Moule métallique plongé dans l’eau en train d’être usiné par électroérosion (EDM)

Pour vous donner une idée du nombre de moules nécessaires pour réaliser les différentes pièces, voici l’une des étagères ont sont rangés les moules non utilisés. Plus de 1000 moules sont ainsi utilisés selon Sigma.

Les moules métalliques rangés sur des étagères ultra-résistantes

Ces moules permettent de fabriquer de nombreuses pièces plastiques, mais aussi métalliques, qui sont également pliées par la même machine.
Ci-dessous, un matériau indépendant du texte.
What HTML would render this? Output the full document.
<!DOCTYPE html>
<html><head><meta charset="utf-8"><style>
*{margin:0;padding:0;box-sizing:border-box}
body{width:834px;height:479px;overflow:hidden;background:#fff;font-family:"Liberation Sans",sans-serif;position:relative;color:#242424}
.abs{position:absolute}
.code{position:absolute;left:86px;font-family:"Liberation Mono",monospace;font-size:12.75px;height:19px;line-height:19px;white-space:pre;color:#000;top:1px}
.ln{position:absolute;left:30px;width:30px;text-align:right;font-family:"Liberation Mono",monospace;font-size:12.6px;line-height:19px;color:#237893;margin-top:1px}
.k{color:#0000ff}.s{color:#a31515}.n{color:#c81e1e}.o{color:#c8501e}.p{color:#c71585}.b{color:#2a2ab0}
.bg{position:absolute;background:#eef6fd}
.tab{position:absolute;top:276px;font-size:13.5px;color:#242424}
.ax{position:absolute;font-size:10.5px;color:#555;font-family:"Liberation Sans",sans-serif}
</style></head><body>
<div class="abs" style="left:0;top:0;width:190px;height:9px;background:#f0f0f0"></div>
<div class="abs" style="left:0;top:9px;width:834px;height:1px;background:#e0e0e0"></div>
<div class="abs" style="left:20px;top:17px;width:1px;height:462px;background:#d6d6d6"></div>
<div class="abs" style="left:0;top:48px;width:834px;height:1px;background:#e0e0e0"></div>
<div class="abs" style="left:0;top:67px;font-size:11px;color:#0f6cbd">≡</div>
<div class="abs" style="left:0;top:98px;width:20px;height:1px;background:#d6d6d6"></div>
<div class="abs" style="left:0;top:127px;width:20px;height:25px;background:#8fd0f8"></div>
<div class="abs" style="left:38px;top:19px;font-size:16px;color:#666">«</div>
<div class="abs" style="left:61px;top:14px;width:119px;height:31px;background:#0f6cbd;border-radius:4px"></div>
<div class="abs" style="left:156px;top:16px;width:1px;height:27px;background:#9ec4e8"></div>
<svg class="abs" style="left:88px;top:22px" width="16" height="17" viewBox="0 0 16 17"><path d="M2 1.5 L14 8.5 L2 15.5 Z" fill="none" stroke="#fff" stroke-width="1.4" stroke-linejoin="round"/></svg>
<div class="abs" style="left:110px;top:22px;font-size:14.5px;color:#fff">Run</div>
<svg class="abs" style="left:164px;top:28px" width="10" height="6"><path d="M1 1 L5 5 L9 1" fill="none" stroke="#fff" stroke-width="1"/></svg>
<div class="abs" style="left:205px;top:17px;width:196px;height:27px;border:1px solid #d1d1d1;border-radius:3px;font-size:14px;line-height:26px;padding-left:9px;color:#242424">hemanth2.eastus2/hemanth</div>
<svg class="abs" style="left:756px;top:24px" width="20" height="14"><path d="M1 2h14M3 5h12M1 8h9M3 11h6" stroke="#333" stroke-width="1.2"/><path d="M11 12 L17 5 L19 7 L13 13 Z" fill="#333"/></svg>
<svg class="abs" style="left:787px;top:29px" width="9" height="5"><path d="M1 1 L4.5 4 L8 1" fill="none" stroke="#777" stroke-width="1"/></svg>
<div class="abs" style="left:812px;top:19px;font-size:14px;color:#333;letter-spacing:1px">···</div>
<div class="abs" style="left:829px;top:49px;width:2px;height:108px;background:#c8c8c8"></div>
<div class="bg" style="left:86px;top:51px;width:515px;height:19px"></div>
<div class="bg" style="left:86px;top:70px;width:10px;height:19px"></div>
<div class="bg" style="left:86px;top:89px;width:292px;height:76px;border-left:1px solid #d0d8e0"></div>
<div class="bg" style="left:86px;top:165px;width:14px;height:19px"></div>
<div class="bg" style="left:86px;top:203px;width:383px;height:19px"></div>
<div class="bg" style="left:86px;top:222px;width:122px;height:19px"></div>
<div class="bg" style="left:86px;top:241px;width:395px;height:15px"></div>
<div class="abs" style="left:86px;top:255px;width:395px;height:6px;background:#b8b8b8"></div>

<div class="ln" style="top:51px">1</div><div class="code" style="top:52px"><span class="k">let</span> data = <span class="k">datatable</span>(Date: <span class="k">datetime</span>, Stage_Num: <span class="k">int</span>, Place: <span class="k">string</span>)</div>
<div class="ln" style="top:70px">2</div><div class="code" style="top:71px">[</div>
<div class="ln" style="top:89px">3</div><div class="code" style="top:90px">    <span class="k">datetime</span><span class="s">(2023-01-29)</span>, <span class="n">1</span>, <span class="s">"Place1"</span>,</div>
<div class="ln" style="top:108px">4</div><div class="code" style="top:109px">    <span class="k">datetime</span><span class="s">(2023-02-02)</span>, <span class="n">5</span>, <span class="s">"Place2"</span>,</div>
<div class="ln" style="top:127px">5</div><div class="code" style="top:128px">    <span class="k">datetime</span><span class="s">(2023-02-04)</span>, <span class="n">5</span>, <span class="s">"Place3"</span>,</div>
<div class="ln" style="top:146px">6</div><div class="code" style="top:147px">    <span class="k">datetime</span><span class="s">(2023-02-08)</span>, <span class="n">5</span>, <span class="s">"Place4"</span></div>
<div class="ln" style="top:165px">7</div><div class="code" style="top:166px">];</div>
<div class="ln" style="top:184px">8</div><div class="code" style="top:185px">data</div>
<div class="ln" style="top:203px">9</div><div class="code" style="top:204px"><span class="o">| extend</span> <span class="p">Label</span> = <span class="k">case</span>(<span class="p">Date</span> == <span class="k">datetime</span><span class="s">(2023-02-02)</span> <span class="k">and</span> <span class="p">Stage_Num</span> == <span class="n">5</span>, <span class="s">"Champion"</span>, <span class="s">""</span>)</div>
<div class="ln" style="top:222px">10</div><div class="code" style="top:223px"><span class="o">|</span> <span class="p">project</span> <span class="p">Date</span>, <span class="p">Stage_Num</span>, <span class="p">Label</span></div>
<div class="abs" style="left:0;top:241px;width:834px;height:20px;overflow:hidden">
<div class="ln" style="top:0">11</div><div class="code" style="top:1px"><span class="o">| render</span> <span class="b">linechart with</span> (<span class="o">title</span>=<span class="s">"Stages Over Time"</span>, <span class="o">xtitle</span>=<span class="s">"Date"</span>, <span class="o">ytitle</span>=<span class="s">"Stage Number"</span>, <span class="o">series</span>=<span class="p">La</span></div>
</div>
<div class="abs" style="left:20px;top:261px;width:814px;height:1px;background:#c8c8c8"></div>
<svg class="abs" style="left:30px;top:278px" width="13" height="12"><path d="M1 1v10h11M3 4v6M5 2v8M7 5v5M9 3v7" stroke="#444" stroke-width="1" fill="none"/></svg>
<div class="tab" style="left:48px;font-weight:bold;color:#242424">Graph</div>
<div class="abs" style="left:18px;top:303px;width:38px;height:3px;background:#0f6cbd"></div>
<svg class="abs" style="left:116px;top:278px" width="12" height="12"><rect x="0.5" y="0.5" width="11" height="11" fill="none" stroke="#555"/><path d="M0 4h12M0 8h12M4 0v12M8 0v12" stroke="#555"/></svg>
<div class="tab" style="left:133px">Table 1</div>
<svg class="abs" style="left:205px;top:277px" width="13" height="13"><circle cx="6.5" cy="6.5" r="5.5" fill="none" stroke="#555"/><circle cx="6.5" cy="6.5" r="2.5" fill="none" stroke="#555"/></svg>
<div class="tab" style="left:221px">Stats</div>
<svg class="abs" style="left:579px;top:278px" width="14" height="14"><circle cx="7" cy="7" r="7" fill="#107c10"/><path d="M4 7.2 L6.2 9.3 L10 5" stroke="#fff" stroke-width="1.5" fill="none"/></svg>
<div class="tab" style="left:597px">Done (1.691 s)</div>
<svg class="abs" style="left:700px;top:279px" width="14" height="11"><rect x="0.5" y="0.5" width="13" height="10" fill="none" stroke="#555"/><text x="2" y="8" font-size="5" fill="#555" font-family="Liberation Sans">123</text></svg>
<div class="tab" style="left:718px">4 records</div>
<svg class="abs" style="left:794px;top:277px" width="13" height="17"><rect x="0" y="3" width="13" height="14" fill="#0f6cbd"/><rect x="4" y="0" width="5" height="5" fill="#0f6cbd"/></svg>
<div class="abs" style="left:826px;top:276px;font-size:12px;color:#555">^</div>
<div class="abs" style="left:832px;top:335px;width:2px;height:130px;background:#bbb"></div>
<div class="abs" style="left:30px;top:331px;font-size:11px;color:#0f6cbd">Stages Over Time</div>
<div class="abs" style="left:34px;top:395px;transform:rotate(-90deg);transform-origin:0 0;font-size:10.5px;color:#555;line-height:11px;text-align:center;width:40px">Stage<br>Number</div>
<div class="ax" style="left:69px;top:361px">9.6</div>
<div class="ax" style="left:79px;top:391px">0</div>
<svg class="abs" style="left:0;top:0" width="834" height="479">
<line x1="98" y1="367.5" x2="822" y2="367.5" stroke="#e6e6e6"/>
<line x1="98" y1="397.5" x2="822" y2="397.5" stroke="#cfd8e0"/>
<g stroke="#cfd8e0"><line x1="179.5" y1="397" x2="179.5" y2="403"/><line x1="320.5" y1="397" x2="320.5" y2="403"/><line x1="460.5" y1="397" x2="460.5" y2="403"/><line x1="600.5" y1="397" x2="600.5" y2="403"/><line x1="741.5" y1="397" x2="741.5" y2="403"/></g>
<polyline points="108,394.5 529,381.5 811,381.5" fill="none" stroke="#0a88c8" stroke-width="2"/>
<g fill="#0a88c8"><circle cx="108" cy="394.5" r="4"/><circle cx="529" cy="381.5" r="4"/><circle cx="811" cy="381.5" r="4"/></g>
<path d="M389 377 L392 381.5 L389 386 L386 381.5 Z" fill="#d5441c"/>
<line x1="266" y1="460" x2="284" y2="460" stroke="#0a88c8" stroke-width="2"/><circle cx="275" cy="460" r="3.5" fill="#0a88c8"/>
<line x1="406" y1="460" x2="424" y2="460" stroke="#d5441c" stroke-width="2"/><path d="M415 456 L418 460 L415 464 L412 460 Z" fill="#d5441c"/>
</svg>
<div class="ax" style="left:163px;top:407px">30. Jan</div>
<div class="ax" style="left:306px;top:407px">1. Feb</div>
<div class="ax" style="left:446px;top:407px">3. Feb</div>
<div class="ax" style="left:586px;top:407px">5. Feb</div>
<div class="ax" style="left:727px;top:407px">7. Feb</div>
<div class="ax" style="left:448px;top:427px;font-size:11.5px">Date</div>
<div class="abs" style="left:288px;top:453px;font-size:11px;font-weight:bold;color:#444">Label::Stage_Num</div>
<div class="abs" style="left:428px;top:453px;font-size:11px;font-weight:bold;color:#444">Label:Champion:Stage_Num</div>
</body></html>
Voici par exemple la machine qui permet de créer les lames du diaphragme des optiques, taillées dans une plaque d’aluminium.

Voici comment naissent les lames du diaphragme d’une optique Sigma
Les lamelles d’un diaphragme, avant d’être assemblées
Fût du 60-600mm F4.5-6.3 DG OS HSM Sports

Étape de peinture et contrôle manuel

Ensuite, lorsque les pièces sont usinées, il est temps de les peindre de manière individuelle ou en lot. Des machines appliquent la peinture sur les différents éléments, qui sont ensuite contrôlés pièce par pièce par un opérateur pour vérifier que la peinture est parfaite. Certaines taches très précises sont faites à la main :

Une femme ajoute la couleur blanche sur le commutateur d’un objectif
Les supports de pieds sont ici peints en noir
Contrôle manuel de chaque élément

Les commutateurs sont peints en blanc, les colliers de trépieds sont placés sur des plateaux pour être peints par des robots et les baïonnettes sont chromées en argent en passant dans un bain, alors que les pièces en aluminium deviennent noires pour obtenir le rendu final.
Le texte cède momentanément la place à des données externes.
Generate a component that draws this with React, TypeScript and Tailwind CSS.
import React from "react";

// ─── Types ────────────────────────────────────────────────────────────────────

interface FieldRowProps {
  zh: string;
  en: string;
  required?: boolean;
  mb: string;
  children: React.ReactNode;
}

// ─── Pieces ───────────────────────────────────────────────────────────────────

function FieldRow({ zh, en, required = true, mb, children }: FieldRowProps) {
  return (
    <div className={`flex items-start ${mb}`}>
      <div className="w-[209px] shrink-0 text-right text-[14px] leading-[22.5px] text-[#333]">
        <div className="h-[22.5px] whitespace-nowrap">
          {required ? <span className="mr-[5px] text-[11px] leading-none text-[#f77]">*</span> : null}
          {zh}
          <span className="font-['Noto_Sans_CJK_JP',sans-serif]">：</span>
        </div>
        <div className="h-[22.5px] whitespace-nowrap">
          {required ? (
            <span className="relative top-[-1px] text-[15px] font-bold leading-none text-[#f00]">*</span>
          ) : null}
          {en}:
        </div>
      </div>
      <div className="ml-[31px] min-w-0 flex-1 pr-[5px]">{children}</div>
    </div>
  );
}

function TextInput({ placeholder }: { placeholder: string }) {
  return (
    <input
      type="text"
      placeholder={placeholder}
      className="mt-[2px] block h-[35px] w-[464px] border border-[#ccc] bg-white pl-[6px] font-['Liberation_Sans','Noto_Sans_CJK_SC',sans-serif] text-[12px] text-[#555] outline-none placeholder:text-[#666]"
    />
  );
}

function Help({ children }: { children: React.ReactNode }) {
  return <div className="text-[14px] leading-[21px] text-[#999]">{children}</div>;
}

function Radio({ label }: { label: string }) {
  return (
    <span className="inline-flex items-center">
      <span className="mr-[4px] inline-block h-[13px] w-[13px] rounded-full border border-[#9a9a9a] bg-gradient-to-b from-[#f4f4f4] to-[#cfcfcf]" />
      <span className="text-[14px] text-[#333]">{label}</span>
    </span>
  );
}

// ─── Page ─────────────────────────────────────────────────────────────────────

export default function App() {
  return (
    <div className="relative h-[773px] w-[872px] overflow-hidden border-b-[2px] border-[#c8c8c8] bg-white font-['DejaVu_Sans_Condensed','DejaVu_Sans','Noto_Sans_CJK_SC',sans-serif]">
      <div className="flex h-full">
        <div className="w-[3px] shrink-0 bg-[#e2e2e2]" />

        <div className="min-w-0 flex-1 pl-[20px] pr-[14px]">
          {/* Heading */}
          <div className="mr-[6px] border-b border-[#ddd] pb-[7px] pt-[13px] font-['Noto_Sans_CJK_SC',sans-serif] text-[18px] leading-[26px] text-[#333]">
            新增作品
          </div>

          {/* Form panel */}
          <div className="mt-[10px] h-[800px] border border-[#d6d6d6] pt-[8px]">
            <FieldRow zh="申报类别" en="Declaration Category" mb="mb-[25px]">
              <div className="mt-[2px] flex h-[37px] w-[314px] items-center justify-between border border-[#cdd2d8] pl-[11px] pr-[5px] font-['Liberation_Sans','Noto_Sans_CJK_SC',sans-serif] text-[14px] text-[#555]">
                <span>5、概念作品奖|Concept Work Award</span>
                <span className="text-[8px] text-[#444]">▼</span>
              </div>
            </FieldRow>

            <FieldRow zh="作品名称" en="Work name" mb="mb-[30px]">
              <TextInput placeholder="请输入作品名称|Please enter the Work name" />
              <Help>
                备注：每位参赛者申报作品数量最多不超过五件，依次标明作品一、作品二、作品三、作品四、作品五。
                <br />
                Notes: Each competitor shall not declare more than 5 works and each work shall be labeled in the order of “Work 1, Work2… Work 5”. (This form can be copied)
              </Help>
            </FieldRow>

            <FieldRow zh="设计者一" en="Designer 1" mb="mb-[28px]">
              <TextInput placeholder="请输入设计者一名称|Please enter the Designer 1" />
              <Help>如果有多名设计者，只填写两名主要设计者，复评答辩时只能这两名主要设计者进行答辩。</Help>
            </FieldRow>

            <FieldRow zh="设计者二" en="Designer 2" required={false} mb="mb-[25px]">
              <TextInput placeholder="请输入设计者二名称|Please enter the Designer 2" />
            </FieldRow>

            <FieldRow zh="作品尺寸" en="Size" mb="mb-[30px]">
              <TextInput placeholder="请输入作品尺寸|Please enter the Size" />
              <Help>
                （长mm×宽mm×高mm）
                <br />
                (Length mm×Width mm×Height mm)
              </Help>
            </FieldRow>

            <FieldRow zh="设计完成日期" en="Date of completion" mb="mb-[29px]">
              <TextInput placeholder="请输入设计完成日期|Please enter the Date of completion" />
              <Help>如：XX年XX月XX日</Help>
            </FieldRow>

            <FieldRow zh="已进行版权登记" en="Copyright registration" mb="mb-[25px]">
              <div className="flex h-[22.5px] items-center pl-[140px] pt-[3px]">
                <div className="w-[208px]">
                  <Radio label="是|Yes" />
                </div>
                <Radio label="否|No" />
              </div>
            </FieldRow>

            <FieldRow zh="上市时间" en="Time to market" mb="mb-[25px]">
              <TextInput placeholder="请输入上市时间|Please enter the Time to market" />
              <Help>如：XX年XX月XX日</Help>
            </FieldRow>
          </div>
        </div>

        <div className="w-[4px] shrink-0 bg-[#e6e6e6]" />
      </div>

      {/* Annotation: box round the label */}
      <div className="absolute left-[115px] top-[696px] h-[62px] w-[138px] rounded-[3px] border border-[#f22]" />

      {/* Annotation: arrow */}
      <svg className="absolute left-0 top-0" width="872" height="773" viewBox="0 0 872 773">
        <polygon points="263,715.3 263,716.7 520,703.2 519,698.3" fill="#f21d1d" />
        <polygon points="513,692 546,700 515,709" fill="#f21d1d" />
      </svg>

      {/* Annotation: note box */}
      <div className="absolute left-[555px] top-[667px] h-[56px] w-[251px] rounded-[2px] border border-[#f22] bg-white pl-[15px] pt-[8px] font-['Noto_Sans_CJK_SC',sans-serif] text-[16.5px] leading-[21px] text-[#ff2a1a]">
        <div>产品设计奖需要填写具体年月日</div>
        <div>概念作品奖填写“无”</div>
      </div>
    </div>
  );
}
Procédé de chromage des baïonnettes

Les étapes du traitement des lentilles Sigma

C’est après avoir parcouru de nombreux ateliers que nous arrivons à l’espace dédié à l’optique et à l’assemblage des objectifs Sigma.

Comme pour toute préparation de lentilles en vue d’être utilisées dans un objectif, chaque élément optique passe par un procédé en plusieurs étapes, qui comprend le polissage, le centrage et le couchage. Même si les verres que Sigma reçoivent sont déjà prépolis, toutes les courbures doivent être effectuées avec la plus grande précision.

L’atelier de polissage

Un premier polissage est effectué à l’aide de résine de poudre de diamant, pour rendre le verre plus transparent. Ensuite, un second polissage est fait par des machines capables de retenir la lentille avec une ventouse pour la placer dans une machine qui va effectuer un polissage plus fin et précis. Des dizaines de machines permettent de polir les verres de différents diamètres.
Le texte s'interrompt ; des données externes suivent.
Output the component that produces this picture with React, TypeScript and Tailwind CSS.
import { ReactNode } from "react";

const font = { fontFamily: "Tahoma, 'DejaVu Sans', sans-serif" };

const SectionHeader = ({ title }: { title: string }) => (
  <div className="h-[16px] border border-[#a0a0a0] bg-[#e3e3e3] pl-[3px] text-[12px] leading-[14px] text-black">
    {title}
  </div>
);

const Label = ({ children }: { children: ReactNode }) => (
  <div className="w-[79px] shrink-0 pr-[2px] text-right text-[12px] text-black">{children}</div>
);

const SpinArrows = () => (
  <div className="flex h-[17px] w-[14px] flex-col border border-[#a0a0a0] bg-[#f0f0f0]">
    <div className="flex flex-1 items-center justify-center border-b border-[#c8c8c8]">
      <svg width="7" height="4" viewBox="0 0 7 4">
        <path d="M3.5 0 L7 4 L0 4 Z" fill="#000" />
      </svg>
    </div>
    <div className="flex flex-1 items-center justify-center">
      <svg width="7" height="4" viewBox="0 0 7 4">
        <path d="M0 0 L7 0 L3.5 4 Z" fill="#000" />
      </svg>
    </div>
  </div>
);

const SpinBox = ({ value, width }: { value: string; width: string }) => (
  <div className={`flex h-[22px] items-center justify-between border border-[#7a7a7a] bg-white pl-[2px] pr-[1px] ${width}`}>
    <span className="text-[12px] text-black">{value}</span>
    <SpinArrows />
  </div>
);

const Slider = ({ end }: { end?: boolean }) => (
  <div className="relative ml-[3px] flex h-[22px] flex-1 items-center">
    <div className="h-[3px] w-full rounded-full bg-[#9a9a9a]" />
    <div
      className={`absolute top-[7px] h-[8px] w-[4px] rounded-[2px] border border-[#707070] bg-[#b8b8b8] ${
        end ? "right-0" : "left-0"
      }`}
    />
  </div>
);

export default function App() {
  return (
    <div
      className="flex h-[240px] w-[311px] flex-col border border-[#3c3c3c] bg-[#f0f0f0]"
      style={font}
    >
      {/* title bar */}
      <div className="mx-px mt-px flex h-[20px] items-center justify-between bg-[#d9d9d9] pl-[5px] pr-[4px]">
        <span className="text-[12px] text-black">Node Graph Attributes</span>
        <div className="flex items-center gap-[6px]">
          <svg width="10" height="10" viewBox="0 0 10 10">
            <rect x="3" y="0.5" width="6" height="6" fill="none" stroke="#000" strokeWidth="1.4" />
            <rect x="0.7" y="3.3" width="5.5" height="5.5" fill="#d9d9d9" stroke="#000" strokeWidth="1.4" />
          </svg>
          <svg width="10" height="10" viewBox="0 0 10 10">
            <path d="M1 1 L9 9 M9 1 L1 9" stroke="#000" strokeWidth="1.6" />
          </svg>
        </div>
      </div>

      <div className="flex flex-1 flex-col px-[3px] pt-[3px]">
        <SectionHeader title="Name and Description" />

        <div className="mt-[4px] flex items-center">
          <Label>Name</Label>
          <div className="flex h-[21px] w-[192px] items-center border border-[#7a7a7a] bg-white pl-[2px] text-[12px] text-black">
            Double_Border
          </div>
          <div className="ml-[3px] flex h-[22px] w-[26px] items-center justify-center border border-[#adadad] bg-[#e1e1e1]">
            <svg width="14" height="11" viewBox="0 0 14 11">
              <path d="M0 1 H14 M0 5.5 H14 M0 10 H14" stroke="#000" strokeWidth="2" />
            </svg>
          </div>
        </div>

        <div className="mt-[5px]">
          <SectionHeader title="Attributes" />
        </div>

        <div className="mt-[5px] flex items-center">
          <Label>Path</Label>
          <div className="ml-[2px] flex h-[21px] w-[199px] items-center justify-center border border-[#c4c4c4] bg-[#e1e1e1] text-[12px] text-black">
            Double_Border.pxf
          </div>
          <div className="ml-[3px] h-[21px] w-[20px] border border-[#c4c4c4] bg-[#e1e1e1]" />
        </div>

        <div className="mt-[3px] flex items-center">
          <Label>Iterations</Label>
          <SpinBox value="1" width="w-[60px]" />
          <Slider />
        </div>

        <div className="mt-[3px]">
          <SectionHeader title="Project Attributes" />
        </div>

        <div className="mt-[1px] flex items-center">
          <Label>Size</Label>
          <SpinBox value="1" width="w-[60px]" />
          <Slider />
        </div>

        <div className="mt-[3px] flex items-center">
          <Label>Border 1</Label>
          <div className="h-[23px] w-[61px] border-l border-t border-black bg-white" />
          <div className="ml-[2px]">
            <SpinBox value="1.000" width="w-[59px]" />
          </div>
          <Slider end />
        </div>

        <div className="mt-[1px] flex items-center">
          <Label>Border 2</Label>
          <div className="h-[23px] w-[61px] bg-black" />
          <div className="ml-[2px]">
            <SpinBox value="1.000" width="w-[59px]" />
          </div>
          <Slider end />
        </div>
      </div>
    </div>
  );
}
Une machine avec ventouse déplace une lentille assez grosse
Ces machines sont très studieuses

Sigma utilise dans certains cas une technique très spécifique pour créer des lentilles asphériques moulées, ce qui permet d’éliminer de nombreuses aberrations dans un verre sans pour autant rendre le système optique très complexe. Cette lentille est créée en chauffant le verre à une température de 600°C que l’on place dans une presse qui va créer la forme attendue. Ce processus est très long, car le verre doit chauffer puis redescendre en température, ce qui nécessite plusieurs heures. Il est également très coûteux, car il nécessite des machines très spécialisées. Malgré tout, il permet de créer des éléments optiques uniques qui font la force de certaines optiques Sigma, comme le dernier Sigma 14-24mm F2.8 DG HSM Art qui comprend une lentille asphérique moulée de 80mm.

Mais quel bombage !

Une fois polies, les lentilles deviennent transparentes et passent par l’étape du centrage de la lentille, qui permet de vérifier que l’axe est bien au centre pour des performances optiques optimales. Ensuite, c’est l’étape du couchage (coating) pour réduire les reflets. Le couchage est effectué dans de grands fours sous vide. Sur ces photos, nous pouvons voir les techniciens manipuler les lentilles pour les placer sur ce dôme avant de les placer dans le four.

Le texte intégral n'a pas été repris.